THE PROBLEM:
Going through the material below, please gather all lines with the word "components" in them.

INFORMATION SUPPLIED:
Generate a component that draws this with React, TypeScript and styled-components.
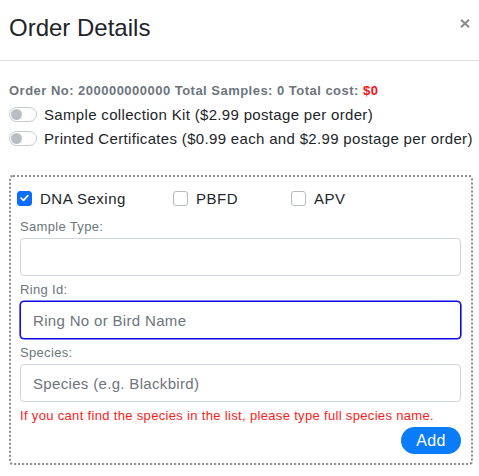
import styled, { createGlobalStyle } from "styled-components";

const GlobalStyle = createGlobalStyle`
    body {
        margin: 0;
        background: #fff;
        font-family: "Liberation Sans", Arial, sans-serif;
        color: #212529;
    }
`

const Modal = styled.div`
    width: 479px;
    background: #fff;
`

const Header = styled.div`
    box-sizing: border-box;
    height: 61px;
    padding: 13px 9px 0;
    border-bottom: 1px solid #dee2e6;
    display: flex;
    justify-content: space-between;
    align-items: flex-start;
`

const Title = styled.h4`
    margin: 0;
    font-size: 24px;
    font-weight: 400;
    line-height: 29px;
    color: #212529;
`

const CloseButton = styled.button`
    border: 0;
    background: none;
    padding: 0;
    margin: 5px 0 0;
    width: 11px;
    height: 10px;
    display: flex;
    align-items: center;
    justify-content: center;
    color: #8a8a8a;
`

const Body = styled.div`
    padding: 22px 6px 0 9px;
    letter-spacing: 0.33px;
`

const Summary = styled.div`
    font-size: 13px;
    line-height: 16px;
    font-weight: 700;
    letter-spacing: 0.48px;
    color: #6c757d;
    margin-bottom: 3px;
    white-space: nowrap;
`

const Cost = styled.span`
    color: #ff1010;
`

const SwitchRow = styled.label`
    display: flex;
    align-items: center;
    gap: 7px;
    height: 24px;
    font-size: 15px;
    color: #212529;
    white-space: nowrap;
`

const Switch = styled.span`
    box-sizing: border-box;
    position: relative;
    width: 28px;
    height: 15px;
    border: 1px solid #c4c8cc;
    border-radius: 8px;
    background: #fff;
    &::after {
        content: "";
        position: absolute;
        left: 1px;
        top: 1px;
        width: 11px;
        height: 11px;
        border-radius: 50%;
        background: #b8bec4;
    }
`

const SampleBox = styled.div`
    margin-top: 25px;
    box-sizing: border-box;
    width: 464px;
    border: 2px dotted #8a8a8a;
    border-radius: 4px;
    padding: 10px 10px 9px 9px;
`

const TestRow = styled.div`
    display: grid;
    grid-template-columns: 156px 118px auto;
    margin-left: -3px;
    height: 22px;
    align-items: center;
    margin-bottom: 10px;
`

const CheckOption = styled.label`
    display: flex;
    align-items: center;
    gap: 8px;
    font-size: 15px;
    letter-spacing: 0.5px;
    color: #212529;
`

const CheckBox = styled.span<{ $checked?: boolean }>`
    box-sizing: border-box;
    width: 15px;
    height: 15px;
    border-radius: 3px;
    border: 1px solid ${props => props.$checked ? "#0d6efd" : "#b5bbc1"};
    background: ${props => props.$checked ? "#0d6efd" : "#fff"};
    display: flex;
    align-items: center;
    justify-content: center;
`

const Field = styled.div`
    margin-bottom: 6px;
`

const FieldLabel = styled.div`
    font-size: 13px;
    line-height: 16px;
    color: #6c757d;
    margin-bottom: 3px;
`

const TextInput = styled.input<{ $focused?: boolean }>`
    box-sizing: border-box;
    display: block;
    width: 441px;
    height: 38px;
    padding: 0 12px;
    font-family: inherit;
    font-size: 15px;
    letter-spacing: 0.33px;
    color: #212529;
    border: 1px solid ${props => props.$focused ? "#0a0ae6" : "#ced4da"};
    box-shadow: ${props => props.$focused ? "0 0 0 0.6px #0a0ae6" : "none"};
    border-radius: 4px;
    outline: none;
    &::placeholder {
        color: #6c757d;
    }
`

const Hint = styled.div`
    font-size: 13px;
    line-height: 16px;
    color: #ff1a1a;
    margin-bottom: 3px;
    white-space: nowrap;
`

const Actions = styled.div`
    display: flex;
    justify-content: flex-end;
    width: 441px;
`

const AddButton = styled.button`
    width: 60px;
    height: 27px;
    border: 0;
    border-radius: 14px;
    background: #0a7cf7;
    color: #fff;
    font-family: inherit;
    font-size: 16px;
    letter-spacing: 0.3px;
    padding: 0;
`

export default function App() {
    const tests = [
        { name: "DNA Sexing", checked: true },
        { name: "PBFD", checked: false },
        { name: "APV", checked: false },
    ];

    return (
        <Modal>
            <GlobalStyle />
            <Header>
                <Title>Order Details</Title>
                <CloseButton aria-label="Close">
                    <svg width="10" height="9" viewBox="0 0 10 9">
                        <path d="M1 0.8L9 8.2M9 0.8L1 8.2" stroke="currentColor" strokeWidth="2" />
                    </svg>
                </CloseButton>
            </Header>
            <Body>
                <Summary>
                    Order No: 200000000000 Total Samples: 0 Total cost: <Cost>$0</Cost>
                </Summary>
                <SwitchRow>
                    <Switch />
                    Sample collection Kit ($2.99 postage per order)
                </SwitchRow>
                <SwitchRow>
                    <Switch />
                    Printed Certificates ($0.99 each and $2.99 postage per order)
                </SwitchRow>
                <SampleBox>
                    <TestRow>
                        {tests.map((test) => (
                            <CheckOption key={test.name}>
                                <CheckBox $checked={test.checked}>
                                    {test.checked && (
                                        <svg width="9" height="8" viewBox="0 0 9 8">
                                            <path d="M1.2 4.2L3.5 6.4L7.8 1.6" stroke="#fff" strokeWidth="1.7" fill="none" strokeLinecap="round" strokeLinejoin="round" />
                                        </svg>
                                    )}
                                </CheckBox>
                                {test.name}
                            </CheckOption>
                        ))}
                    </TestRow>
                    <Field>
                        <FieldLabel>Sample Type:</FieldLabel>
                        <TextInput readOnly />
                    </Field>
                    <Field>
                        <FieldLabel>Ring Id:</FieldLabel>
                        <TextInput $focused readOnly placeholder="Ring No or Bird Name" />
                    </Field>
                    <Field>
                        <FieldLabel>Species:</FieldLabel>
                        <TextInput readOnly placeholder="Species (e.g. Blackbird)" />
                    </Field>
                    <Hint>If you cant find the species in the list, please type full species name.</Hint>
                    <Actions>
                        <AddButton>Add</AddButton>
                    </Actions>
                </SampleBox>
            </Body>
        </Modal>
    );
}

WORKED SOLUTION:
Generate a component that draws this with React, TypeScript and styled-components.
import styled, { createGlobalStyle } from "styled-components";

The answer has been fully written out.